>> start

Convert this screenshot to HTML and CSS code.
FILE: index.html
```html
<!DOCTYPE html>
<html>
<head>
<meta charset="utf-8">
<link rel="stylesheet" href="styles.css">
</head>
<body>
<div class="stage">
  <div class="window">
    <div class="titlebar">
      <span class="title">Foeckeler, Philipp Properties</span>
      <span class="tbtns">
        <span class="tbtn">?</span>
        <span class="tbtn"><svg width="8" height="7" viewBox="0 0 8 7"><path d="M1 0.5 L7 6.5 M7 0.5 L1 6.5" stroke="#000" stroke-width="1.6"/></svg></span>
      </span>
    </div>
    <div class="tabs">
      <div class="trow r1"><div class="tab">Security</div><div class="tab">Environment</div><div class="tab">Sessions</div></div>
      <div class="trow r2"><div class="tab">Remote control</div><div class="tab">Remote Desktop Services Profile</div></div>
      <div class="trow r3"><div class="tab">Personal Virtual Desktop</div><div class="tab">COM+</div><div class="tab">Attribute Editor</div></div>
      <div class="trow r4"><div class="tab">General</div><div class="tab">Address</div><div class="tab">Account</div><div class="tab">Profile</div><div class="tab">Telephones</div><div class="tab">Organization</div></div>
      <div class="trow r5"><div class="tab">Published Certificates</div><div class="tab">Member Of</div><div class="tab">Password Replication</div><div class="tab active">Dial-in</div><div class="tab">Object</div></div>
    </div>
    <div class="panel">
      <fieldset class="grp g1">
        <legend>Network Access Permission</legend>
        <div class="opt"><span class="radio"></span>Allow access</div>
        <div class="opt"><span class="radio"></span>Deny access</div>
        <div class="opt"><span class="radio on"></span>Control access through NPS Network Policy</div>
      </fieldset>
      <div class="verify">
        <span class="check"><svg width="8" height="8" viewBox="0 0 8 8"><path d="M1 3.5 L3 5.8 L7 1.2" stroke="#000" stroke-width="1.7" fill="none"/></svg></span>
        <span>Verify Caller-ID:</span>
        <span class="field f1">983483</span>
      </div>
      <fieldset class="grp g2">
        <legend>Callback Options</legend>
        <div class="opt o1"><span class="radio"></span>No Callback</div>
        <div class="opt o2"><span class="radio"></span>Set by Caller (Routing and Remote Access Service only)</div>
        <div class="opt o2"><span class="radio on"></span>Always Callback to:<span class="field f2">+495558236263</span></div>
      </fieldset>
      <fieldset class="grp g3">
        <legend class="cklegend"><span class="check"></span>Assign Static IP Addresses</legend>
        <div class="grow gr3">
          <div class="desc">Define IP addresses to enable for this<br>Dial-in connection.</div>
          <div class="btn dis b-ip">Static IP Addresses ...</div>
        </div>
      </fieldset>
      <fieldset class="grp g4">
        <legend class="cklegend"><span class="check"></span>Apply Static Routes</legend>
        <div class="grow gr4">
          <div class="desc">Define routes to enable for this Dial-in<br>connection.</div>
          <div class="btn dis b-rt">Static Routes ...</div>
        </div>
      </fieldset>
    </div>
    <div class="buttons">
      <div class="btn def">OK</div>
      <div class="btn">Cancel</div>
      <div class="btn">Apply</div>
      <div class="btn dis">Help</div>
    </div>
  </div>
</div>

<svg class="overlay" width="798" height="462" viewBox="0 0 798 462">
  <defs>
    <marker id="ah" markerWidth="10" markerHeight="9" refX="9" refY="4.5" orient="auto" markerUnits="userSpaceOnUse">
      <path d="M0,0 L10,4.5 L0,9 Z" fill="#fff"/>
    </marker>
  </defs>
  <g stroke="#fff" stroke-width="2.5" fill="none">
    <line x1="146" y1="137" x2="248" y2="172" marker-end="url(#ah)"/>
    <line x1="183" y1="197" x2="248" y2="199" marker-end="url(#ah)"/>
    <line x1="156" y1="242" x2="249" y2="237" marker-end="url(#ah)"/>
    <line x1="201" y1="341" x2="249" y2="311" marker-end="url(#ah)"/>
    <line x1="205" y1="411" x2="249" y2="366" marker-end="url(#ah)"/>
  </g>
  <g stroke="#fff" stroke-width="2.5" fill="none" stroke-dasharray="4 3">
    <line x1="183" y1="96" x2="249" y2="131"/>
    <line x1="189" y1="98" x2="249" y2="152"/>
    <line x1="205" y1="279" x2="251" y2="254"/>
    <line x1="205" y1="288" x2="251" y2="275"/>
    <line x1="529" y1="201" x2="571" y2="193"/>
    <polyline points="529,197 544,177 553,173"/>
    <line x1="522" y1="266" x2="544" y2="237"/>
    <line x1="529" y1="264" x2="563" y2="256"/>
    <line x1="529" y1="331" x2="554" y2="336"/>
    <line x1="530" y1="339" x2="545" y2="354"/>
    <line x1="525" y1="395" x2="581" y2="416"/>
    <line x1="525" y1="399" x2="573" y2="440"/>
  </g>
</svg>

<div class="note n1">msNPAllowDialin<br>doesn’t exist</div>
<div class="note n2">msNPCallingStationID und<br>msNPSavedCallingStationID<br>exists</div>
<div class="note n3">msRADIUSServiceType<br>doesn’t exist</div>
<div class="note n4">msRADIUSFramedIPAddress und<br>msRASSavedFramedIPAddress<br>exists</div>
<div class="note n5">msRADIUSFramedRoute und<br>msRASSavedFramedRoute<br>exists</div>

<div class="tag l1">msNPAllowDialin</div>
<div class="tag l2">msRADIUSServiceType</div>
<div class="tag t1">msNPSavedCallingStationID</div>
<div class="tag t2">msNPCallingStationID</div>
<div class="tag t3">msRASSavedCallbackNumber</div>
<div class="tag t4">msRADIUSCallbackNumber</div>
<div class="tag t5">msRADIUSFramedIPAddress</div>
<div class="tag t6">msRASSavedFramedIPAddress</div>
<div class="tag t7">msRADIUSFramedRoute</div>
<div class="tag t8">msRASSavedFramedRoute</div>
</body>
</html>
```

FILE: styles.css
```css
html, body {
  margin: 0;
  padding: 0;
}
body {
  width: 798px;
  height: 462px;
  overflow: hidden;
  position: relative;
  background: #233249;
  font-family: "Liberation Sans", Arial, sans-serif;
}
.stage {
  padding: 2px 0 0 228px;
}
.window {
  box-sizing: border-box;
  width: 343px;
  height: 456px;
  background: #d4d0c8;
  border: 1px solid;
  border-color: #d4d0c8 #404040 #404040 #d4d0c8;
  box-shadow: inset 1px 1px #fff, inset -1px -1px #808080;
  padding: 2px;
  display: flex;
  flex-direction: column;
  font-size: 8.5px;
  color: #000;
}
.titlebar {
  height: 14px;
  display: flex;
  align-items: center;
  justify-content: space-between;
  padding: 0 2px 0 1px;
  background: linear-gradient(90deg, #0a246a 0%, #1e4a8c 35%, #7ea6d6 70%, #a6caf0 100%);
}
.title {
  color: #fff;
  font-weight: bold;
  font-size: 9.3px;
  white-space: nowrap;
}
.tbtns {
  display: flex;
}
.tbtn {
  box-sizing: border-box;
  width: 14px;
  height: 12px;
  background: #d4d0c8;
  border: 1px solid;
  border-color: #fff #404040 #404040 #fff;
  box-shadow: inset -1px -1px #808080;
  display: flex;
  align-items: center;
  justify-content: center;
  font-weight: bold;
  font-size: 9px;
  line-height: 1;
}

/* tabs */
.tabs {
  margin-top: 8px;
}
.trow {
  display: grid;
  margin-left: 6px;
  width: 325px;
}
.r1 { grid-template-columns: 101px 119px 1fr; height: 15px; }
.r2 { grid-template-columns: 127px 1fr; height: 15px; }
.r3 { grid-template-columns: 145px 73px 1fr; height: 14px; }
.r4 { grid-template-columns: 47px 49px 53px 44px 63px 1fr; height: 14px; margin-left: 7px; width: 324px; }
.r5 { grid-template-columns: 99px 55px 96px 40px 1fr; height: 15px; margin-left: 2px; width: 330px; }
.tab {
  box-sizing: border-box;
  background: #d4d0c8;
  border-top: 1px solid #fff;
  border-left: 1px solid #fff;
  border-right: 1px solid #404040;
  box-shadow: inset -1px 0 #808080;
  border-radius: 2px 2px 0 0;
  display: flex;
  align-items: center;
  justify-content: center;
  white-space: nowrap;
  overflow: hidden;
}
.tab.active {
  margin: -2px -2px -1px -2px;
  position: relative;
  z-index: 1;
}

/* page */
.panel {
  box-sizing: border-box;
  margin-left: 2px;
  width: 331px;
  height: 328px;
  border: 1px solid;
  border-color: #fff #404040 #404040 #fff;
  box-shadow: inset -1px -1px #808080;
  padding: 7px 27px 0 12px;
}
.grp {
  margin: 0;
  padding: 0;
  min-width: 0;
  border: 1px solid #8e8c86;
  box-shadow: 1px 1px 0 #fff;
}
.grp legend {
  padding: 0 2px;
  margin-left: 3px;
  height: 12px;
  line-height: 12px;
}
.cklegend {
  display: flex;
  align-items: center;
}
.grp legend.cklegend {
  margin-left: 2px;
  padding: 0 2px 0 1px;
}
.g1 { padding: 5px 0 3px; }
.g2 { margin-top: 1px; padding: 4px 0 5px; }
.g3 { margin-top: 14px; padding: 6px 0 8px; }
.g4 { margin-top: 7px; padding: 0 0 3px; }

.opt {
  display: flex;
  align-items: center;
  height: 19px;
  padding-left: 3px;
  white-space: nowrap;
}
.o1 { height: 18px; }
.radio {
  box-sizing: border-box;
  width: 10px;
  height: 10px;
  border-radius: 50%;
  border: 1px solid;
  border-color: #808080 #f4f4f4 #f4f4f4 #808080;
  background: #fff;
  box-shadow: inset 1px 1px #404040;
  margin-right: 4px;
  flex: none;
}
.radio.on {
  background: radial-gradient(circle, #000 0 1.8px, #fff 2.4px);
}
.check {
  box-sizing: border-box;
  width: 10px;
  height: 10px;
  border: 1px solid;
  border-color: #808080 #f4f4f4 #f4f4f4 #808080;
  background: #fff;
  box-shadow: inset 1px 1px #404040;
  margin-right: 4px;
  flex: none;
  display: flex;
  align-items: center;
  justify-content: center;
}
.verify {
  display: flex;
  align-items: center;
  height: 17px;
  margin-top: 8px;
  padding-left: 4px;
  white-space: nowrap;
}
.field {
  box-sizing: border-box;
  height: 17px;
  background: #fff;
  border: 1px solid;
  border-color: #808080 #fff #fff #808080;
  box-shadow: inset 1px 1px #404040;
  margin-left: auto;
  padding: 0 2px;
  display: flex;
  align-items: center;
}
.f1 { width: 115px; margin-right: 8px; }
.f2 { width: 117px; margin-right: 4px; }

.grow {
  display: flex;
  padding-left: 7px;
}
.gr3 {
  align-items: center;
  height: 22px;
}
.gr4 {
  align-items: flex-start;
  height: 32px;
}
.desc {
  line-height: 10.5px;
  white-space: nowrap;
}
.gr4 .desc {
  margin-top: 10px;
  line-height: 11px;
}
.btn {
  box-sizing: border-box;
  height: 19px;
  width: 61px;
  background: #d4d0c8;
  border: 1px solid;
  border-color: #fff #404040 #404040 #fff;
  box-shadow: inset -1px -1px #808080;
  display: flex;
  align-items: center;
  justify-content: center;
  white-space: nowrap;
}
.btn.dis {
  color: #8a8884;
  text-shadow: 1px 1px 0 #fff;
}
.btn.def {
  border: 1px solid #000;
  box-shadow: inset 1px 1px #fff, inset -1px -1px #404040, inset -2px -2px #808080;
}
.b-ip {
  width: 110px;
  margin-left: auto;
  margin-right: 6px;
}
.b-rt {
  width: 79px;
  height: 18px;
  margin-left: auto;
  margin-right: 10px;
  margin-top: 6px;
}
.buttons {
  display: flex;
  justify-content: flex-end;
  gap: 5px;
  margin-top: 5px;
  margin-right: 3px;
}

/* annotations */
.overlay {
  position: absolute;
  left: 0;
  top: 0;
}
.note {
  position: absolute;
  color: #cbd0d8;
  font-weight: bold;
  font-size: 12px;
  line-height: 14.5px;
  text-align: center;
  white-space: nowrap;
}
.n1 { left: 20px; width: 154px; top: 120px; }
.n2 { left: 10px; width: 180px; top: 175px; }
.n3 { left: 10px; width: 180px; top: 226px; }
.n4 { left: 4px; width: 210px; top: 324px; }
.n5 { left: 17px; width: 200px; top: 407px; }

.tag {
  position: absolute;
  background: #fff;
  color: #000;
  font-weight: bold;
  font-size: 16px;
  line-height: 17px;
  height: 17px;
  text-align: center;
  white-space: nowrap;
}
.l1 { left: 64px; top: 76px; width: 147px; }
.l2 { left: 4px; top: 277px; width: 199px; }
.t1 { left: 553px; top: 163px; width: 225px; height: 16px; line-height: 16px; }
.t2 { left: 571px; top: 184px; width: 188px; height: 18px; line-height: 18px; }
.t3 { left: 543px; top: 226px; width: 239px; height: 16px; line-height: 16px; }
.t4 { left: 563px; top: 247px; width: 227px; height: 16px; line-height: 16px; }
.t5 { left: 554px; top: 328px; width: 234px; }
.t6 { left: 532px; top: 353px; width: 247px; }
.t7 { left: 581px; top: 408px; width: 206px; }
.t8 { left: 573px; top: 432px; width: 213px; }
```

>> end
>> start

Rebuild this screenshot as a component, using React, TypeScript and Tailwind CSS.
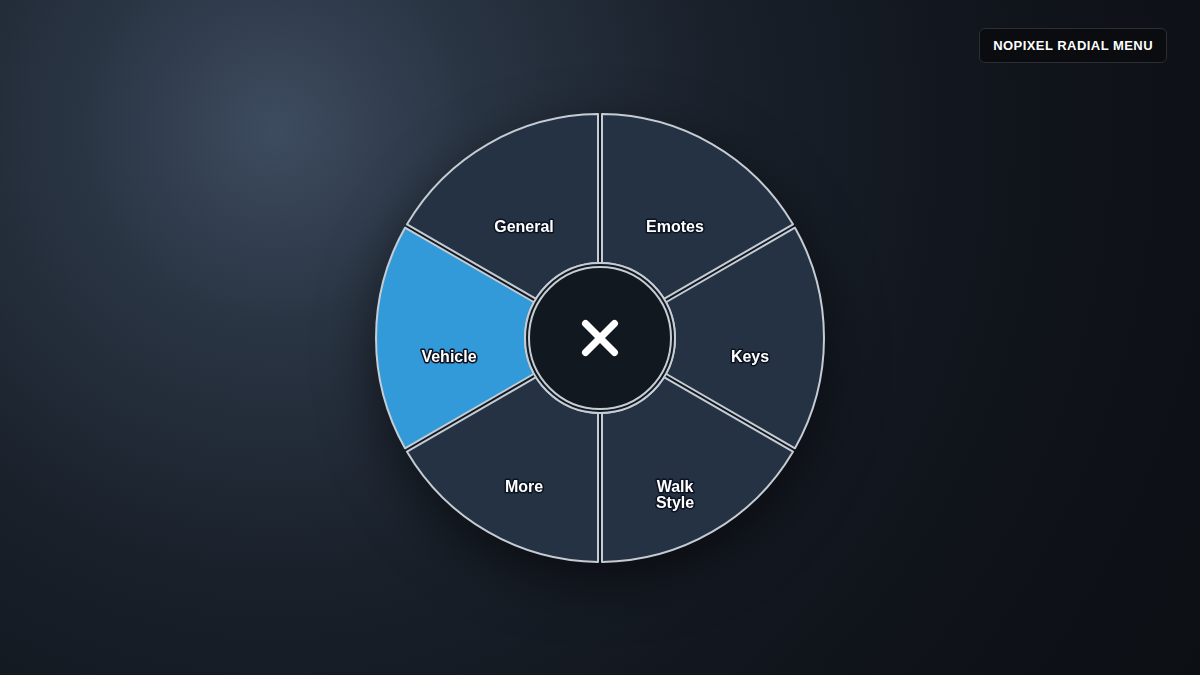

>> end
>> start

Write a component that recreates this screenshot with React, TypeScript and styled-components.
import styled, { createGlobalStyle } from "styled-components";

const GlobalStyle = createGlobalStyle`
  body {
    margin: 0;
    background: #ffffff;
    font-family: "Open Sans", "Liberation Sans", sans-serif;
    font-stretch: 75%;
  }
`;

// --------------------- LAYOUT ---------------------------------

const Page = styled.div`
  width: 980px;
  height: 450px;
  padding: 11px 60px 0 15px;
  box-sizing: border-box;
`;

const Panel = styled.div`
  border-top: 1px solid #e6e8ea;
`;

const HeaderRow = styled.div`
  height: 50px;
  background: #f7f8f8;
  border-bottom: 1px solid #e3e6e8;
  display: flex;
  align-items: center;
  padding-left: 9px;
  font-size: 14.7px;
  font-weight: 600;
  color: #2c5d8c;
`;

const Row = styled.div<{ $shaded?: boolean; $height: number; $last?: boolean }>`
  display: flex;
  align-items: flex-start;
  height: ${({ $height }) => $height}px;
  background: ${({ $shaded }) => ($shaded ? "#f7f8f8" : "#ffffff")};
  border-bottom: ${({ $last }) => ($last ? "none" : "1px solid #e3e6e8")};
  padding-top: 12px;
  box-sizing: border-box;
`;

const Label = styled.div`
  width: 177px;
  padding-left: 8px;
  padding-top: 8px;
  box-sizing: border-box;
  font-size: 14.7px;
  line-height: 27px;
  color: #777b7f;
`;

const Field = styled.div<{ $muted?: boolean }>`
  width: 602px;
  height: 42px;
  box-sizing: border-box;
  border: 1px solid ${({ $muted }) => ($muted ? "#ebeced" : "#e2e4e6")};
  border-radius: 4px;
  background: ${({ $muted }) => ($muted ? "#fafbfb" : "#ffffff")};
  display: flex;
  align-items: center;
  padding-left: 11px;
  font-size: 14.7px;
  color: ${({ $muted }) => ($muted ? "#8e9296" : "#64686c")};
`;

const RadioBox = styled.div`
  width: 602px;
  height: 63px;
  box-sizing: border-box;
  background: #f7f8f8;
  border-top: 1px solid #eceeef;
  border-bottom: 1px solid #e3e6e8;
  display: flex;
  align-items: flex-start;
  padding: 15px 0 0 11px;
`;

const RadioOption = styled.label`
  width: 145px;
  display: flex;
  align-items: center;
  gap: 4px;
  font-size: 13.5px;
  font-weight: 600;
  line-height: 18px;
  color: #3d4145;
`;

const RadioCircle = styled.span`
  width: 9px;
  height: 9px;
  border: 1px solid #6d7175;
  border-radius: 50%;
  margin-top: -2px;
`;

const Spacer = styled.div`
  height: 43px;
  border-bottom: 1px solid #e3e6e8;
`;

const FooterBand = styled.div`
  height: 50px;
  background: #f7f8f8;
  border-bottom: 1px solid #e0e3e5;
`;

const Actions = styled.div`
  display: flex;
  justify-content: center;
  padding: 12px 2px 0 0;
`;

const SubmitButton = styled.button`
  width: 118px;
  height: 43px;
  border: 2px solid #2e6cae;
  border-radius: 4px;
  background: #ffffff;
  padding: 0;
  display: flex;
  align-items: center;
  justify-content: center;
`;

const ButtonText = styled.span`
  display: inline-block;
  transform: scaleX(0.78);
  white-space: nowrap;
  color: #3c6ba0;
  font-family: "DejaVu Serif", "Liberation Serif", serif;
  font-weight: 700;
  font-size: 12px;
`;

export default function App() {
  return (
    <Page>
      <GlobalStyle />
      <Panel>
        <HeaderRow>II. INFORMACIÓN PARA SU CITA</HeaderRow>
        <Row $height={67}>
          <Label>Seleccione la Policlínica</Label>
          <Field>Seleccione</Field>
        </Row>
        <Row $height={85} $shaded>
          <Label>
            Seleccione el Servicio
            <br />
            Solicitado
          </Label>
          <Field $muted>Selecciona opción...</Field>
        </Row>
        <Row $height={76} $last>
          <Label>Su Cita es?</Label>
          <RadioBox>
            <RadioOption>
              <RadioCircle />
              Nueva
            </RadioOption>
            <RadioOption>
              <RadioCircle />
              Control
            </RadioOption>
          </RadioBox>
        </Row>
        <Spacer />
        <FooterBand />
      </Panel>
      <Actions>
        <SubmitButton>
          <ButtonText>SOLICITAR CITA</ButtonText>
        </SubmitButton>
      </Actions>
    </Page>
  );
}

>> end

**PROBLEM DETAILS**
Read through the data and copy every line where "this" shows up.

**SOLUTION TO THE PROBLEM**
Convert this screenshot to HTML and CSS code.
          <div class="desc">Define IP addresses to enable for this<br>Dial-in connection.</div>
          <div class="desc">Define routes to enable for this Dial-in<br>connection.</div>
Rebuild this screenshot as a component, using React, TypeScript and Tailwind CSS.
Write a component that recreates this screenshot with React, TypeScript and styled-components.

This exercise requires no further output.